━━ Data ━━

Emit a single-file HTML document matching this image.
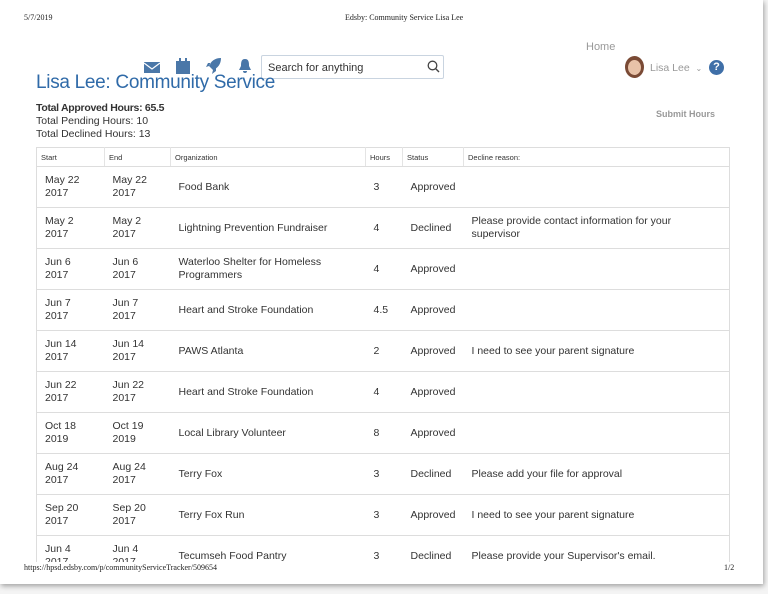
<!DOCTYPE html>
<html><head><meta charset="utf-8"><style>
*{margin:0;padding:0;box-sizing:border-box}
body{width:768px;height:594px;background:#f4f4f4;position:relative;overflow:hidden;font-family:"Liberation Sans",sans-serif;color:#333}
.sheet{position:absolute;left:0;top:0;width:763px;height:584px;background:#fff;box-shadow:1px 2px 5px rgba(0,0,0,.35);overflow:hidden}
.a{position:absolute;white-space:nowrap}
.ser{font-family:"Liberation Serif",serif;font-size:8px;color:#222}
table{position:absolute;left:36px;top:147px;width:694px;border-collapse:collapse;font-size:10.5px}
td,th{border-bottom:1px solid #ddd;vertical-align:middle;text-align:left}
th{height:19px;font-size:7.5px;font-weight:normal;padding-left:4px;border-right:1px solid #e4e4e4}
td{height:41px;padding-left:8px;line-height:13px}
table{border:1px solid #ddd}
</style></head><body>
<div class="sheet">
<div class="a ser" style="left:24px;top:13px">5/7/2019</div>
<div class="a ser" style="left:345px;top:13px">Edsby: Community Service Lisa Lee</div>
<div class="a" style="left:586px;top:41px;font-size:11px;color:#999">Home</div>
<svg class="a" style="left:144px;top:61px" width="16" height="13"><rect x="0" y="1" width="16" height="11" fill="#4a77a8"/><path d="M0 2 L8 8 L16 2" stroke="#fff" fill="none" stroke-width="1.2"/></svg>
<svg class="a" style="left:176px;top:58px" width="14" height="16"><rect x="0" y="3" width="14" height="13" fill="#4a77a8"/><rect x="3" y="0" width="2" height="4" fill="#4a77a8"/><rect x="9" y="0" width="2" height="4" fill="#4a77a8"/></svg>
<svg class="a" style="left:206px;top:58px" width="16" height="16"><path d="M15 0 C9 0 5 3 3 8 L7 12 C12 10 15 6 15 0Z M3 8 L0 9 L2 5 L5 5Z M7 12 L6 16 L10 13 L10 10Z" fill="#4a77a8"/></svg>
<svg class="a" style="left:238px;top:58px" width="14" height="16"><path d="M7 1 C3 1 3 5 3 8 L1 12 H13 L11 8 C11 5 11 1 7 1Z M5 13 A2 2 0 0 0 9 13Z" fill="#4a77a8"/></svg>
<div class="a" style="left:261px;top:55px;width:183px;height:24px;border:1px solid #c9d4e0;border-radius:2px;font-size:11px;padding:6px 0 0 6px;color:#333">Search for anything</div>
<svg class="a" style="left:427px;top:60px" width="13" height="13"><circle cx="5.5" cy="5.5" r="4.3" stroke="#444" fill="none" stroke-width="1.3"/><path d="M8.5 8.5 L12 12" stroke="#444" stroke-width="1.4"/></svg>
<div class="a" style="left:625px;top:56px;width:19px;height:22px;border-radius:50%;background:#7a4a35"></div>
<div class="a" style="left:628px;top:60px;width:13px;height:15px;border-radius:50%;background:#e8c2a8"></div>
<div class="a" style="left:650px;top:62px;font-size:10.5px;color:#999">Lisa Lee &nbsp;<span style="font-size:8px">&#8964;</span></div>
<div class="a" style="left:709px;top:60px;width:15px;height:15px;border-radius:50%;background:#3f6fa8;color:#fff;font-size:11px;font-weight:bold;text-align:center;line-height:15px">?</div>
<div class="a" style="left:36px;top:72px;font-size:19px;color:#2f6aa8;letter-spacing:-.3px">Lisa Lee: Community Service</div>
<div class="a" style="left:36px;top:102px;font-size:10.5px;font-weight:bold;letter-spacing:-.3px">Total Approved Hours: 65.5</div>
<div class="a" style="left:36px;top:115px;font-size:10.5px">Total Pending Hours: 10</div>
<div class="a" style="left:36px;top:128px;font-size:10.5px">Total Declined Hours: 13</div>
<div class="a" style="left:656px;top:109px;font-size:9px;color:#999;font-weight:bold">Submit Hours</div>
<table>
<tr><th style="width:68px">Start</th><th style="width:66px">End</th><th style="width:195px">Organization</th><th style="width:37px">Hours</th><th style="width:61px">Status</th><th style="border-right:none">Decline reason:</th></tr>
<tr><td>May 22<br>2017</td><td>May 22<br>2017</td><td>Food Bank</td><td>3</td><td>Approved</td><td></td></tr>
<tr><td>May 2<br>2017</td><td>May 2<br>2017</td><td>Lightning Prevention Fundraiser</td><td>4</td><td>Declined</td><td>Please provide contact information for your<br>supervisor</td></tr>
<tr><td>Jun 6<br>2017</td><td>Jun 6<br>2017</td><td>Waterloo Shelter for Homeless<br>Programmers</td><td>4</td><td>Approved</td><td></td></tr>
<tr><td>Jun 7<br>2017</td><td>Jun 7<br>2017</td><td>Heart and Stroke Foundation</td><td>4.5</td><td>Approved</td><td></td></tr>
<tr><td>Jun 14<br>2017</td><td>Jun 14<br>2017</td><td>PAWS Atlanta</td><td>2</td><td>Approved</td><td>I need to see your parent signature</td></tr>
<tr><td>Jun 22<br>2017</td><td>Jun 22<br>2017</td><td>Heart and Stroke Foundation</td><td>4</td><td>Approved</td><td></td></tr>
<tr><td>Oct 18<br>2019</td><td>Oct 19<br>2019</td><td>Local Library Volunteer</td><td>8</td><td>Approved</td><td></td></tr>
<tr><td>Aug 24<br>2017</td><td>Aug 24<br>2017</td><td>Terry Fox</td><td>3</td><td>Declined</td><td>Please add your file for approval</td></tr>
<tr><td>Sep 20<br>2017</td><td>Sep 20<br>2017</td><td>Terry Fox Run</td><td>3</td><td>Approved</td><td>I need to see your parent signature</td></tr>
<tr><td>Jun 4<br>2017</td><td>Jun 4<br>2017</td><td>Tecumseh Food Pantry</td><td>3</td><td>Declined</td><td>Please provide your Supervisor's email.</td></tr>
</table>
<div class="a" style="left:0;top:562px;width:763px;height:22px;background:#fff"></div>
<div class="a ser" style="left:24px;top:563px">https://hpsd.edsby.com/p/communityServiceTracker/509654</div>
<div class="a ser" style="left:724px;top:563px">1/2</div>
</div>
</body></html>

━━━

### [What you should do]
All of the data needs repeating exactly, but the pictures do not.

### [Finished task]
Emit a single-file HTML document matching this image.
<!DOCTYPE html>
<html><head><meta charset="utf-8"><style>
*{margin:0;padding:0;box-sizing:border-box}
body{width:768px;height:594px;background:#f4f4f4;position:relative;overflow:hidden;font-family:"Liberation Sans",sans-serif;color:#333}
.sheet{position:absolute;left:0;top:0;width:763px;height:584px;background:#fff;box-shadow:1px 2px 5px rgba(0,0,0,.35);overflow:hidden}
.a{position:absolute;white-space:nowrap}
.ser{font-family:"Liberation Serif",serif;font-size:8px;color:#222}
table{position:absolute;left:36px;top:147px;width:694px;border-collapse:collapse;font-size:10.5px}
td,th{border-bottom:1px solid #ddd;vertical-align:middle;text-align:left}
th{height:19px;font-size:7.5px;font-weight:normal;padding-left:4px;border-right:1px solid #e4e4e4}
td{height:41px;padding-left:8px;line-height:13px}
table{border:1px solid #ddd}
</style></head><body>
<div class="sheet">
<div class="a ser" style="left:24px;top:13px">5/7/2019</div>
<div class="a ser" style="left:345px;top:13px">Edsby: Community Service Lisa Lee</div>
<div class="a" style="left:586px;top:41px;font-size:11px;color:#999">Home</div>
<svg class="a" style="left:144px;top:61px" width="16" height="13"><rect x="0" y="1" width="16" height="11" fill="#4a77a8"/><path d="M0 2 L8 8 L16 2" stroke="#fff" fill="none" stroke-width="1.2"/></svg>
<svg class="a" style="left:176px;top:58px" width="14" height="16"><rect x="0" y="3" width="14" height="13" fill="#4a77a8"/><rect x="3" y="0" width="2" height="4" fill="#4a77a8"/><rect x="9" y="0" width="2" height="4" fill="#4a77a8"/></svg>
<svg class="a" style="left:206px;top:58px" width="16" height="16"><path d="M15 0 C9 0 5 3 3 8 L7 12 C12 10 15 6 15 0Z M3 8 L0 9 L2 5 L5 5Z M7 12 L6 16 L10 13 L10 10Z" fill="#4a77a8"/></svg>
<svg class="a" style="left:238px;top:58px" width="14" height="16"><path d="M7 1 C3 1 3 5 3 8 L1 12 H13 L11 8 C11 5 11 1 7 1Z M5 13 A2 2 0 0 0 9 13Z" fill="#4a77a8"/></svg>
<div class="a" style="left:261px;top:55px;width:183px;height:24px;border:1px solid #c9d4e0;border-radius:2px;font-size:11px;padding:6px 0 0 6px;color:#333">Search for anything</div>
<svg class="a" style="left:427px;top:60px" width="13" height="13"><circle cx="5.5" cy="5.5" r="4.3" stroke="#444" fill="none" stroke-width="1.3"/><path d="M8.5 8.5 L12 12" stroke="#444" stroke-width="1.4"/></svg>
<div class="a" style="left:625px;top:56px;width:19px;height:22px;border-radius:50%;background:#7a4a35"></div>
<div class="a" style="left:628px;top:60px;width:13px;height:15px;border-radius:50%;background:#e8c2a8"></div>
<div class="a" style="left:650px;top:62px;font-size:10.5px;color:#999">Lisa Lee &nbsp;<span style="font-size:8px">&#8964;</span></div>
<div class="a" style="left:709px;top:60px;width:15px;height:15px;border-radius:50%;background:#3f6fa8;color:#fff;font-size:11px;font-weight:bold;text-align:center;line-height:15px">?</div>
<div class="a" style="left:36px;top:72px;font-size:19px;color:#2f6aa8;letter-spacing:-.3px">Lisa Lee: Community Service</div>
<div class="a" style="left:36px;top:102px;font-size:10.5px;font-weight:bold;letter-spacing:-.3px">Total Approved Hours: 65.5</div>
<div class="a" style="left:36px;top:115px;font-size:10.5px">Total Pending Hours: 10</div>
<div class="a" style="left:36px;top:128px;font-size:10.5px">Total Declined Hours: 13</div>
<div class="a" style="left:656px;top:109px;font-size:9px;color:#999;font-weight:bold">Submit Hours</div>
<table>
<tr><th style="width:68px">Start</th><th style="width:66px">End</th><th style="width:195px">Organization</th><th style="width:37px">Hours</th><th style="width:61px">Status</th><th style="border-right:none">Decline reason:</th></tr>
<tr><td>May 22<br>2017</td><td>May 22<br>2017</td><td>Food Bank</td><td>3</td><td>Approved</td><td></td></tr>
<tr><td>May 2<br>2017</td><td>May 2<br>2017</td><td>Lightning Prevention Fundraiser</td><td>4</td><td>Declined</td><td>Please provide contact information for your<br>supervisor</td></tr>
<tr><td>Jun 6<br>2017</td><td>Jun 6<br>2017</td><td>Waterloo Shelter for Homeless<br>Programmers</td><td>4</td><td>Approved</td><td></td></tr>
<tr><td>Jun 7<br>2017</td><td>Jun 7<br>2017</td><td>Heart and Stroke Foundation</td><td>4.5</td><td>Approved</td><td></td></tr>
<tr><td>Jun 14<br>2017</td><td>Jun 14<br>2017</td><td>PAWS Atlanta</td><td>2</td><td>Approved</td><td>I need to see your parent signature</td></tr>
<tr><td>Jun 22<br>2017</td><td>Jun 22<br>2017</td><td>Heart and Stroke Foundation</td><td>4</td><td>Approved</td><td></td></tr>
<tr><td>Oct 18<br>2019</td><td>Oct 19<br>2019</td><td>Local Library Volunteer</td><td>8</td><td>Approved</td><td></td></tr>
<tr><td>Aug 24<br>2017</td><td>Aug 24<br>2017</td><td>Terry Fox</td><td>3</td><td>Declined</td><td>Please add your file for approval</td></tr>
<tr><td>Sep 20<br>2017</td><td>Sep 20<br>2017</td><td>Terry Fox Run</td><td>3</td><td>Approved</td><td>I need to see your parent signature</td></tr>
<tr><td>Jun 4<br>2017</td><td>Jun 4<br>2017</td><td>Tecumseh Food Pantry</td><td>3</td><td>Declined</td><td>Please provide your Supervisor's email.</td></tr>
</table>
<div class="a" style="left:0;top:562px;width:763px;height:22px;background:#fff"></div>
<div class="a ser" style="left:24px;top:563px">https://hpsd.edsby.com/p/communityServiceTracker/509654</div>
<div class="a ser" style="left:724px;top:563px">1/2</div>
</div>
</body></html>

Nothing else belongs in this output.